**Requirement:** How do the records below read from their first line through the line containing "ChevronDown, ChevronRight, Settings"? Write those lines out exactly.

— Start Material provided —

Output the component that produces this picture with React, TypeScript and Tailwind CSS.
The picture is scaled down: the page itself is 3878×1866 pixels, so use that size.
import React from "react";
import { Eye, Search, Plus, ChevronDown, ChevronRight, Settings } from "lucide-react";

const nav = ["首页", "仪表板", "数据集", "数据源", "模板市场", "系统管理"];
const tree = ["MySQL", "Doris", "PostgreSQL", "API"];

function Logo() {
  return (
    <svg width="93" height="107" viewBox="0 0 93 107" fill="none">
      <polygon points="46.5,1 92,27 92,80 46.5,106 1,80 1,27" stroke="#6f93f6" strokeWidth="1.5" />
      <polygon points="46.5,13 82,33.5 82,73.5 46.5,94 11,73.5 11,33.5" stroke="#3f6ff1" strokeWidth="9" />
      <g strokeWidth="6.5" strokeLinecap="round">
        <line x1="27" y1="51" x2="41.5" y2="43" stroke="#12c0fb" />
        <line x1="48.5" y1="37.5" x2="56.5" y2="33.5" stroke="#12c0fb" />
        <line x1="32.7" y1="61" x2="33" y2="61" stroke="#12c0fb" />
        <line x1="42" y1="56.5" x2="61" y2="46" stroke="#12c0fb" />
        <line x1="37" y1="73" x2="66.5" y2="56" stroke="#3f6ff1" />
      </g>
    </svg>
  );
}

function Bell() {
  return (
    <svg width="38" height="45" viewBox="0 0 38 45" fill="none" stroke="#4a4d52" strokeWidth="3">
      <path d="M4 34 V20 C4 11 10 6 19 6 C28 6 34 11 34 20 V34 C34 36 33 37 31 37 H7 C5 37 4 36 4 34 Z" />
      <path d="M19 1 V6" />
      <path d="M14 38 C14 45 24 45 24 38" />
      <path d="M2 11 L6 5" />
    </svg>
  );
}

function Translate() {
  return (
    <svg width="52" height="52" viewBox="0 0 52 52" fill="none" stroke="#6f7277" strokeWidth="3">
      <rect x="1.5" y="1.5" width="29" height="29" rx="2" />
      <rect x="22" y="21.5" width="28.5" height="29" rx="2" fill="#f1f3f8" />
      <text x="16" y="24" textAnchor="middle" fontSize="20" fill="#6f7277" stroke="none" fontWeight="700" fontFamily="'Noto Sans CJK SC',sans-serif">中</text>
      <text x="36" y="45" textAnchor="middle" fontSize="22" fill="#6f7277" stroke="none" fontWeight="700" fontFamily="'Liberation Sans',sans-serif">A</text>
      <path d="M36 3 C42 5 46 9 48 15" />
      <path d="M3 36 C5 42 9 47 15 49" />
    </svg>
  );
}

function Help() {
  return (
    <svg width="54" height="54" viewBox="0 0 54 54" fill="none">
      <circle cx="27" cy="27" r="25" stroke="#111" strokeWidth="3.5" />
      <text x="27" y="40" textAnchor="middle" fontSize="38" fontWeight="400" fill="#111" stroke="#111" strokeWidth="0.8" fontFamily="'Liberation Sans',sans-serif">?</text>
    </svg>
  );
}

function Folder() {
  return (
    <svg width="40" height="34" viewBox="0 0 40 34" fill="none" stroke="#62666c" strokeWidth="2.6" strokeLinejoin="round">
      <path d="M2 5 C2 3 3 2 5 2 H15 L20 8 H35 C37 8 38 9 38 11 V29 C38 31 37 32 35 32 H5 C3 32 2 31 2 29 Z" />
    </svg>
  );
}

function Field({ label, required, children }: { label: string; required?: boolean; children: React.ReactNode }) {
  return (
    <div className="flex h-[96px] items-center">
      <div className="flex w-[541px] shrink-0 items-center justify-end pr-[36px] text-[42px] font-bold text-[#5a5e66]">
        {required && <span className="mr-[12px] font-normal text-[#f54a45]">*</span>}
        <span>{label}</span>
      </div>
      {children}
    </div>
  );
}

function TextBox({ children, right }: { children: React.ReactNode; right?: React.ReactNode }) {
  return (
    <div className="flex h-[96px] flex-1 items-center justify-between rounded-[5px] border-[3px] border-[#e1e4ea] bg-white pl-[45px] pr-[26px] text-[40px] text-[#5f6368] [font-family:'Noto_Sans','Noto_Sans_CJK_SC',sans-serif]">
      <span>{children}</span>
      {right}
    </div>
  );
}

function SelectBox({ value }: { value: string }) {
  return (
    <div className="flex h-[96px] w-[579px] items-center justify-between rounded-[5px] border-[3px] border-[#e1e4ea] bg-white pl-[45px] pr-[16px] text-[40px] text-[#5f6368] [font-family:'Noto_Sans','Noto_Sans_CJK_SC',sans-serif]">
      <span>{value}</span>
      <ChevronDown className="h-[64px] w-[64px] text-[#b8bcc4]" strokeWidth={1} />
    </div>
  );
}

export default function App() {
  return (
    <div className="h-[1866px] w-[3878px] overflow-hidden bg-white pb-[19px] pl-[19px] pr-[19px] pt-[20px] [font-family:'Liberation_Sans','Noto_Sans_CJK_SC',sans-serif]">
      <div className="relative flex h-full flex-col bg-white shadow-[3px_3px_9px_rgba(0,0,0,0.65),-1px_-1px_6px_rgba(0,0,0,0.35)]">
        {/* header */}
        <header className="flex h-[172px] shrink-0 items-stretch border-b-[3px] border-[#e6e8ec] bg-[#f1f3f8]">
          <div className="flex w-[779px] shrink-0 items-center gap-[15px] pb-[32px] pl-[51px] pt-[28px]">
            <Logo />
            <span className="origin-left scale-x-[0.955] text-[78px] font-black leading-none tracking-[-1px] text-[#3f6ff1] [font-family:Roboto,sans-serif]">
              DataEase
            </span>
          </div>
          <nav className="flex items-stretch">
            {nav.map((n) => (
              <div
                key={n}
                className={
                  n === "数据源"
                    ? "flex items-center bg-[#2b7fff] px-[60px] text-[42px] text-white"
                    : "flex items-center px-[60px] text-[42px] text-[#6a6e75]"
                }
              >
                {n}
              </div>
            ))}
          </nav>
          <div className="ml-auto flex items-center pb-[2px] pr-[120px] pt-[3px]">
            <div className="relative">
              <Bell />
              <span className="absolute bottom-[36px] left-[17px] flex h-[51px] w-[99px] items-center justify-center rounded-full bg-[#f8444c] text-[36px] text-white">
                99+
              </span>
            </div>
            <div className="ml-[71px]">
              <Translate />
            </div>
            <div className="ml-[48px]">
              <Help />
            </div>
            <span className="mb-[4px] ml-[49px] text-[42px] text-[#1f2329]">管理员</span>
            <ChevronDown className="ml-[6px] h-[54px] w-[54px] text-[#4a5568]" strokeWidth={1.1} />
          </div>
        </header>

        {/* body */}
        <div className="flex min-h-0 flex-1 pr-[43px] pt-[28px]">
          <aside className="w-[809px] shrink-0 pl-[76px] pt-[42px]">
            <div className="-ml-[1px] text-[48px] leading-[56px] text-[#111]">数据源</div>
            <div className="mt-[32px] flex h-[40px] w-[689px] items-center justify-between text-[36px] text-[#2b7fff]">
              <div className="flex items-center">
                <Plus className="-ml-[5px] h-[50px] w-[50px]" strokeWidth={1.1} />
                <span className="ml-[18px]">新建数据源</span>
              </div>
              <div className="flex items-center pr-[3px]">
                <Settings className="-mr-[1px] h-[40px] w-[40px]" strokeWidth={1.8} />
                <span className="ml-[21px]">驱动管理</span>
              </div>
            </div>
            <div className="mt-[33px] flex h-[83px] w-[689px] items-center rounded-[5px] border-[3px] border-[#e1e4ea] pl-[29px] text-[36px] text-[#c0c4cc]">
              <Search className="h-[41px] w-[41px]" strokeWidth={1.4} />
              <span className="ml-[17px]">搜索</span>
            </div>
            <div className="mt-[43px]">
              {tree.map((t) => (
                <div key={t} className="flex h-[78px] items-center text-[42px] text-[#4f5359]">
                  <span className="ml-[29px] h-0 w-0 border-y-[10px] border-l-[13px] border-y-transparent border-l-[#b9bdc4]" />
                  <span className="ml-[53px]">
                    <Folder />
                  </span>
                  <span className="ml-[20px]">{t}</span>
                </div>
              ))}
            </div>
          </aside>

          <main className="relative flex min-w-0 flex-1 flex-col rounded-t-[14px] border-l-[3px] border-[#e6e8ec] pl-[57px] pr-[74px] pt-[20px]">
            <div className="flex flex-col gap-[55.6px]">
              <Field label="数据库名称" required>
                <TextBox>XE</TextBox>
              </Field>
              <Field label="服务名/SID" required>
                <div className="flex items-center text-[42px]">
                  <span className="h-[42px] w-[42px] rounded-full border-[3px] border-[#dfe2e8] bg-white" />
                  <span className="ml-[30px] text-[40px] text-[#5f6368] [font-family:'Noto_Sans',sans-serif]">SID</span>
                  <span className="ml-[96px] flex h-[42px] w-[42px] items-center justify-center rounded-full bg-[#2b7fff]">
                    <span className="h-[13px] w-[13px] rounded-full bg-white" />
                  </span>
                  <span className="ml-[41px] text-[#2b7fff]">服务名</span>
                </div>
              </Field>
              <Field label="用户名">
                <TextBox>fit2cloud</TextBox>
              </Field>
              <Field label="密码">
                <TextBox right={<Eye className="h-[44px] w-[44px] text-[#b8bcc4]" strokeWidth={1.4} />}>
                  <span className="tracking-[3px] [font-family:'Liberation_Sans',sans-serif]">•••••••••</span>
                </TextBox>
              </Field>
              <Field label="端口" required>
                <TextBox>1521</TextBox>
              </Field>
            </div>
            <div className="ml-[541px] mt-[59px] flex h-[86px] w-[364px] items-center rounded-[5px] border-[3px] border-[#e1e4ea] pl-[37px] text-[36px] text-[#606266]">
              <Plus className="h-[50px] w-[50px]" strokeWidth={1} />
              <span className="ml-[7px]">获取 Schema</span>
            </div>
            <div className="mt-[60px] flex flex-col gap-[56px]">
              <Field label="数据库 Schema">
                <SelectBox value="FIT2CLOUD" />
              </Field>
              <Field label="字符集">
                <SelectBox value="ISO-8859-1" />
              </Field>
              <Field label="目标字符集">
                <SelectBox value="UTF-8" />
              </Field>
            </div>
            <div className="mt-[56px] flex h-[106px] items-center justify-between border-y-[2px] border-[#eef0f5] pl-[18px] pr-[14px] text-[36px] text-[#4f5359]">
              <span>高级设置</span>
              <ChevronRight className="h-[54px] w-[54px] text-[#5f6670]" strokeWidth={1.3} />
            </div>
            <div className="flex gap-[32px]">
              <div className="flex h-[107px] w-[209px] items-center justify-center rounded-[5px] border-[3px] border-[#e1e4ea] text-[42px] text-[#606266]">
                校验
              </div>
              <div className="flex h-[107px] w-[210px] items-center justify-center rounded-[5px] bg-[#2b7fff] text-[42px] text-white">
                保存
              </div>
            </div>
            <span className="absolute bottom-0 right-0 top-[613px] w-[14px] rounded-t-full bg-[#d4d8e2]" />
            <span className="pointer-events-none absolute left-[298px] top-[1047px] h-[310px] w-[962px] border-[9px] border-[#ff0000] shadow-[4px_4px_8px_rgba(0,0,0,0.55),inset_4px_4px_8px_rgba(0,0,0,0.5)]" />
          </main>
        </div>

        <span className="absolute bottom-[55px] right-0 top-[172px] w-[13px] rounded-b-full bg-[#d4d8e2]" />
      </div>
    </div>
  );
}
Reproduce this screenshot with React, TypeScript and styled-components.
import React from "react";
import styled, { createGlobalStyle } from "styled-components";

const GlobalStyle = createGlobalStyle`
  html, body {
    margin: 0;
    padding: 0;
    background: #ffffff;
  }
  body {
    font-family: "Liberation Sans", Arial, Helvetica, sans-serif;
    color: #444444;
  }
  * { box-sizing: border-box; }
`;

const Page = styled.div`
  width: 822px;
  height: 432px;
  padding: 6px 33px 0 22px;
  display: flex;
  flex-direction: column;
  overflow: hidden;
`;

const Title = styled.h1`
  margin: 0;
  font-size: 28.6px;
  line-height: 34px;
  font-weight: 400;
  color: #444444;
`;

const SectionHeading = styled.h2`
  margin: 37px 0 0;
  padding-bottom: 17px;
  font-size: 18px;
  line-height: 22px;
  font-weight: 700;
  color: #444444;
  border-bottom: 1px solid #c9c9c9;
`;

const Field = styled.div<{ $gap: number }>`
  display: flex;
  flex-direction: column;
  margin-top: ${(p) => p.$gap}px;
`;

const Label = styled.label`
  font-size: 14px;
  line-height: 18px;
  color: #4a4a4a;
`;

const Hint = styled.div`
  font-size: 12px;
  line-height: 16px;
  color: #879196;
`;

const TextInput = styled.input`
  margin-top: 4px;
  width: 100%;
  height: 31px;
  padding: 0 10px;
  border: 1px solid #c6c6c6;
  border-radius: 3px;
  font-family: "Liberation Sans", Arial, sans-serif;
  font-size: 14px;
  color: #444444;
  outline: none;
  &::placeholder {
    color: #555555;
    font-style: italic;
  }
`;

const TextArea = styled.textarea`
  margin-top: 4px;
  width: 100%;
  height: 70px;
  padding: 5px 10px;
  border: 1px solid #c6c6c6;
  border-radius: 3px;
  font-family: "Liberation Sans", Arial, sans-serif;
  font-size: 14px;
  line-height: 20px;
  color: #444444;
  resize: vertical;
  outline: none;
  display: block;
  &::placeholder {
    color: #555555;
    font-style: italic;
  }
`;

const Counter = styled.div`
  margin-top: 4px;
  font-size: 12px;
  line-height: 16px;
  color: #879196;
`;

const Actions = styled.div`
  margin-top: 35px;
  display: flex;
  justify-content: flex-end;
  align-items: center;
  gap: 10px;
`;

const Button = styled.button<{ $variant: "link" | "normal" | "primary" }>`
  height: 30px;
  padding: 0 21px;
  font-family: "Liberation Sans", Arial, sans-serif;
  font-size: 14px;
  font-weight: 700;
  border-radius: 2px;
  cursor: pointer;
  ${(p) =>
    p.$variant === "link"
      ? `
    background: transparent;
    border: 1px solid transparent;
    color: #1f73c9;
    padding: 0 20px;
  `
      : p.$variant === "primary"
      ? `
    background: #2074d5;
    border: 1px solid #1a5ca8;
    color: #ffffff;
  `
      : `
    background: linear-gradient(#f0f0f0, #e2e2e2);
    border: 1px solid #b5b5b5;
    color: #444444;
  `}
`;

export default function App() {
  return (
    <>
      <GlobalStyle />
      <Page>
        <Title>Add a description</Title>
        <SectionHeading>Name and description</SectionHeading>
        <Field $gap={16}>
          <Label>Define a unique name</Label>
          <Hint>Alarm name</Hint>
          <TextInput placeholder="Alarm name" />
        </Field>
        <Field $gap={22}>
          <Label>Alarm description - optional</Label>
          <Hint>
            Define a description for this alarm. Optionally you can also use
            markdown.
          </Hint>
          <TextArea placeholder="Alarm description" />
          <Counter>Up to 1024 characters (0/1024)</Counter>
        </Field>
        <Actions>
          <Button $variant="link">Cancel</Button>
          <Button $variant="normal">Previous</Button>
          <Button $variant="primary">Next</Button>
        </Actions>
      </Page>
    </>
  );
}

— End Material provided —

**Written reply:**
Output the component that produces this picture with React, TypeScript and Tailwind CSS.
The picture is scaled down: the page itself is 3878×1866 pixels, so use that size.
import React from "react";
import { Eye, Search, Plus, ChevronDown, ChevronRight, Settings } from "lucide-react";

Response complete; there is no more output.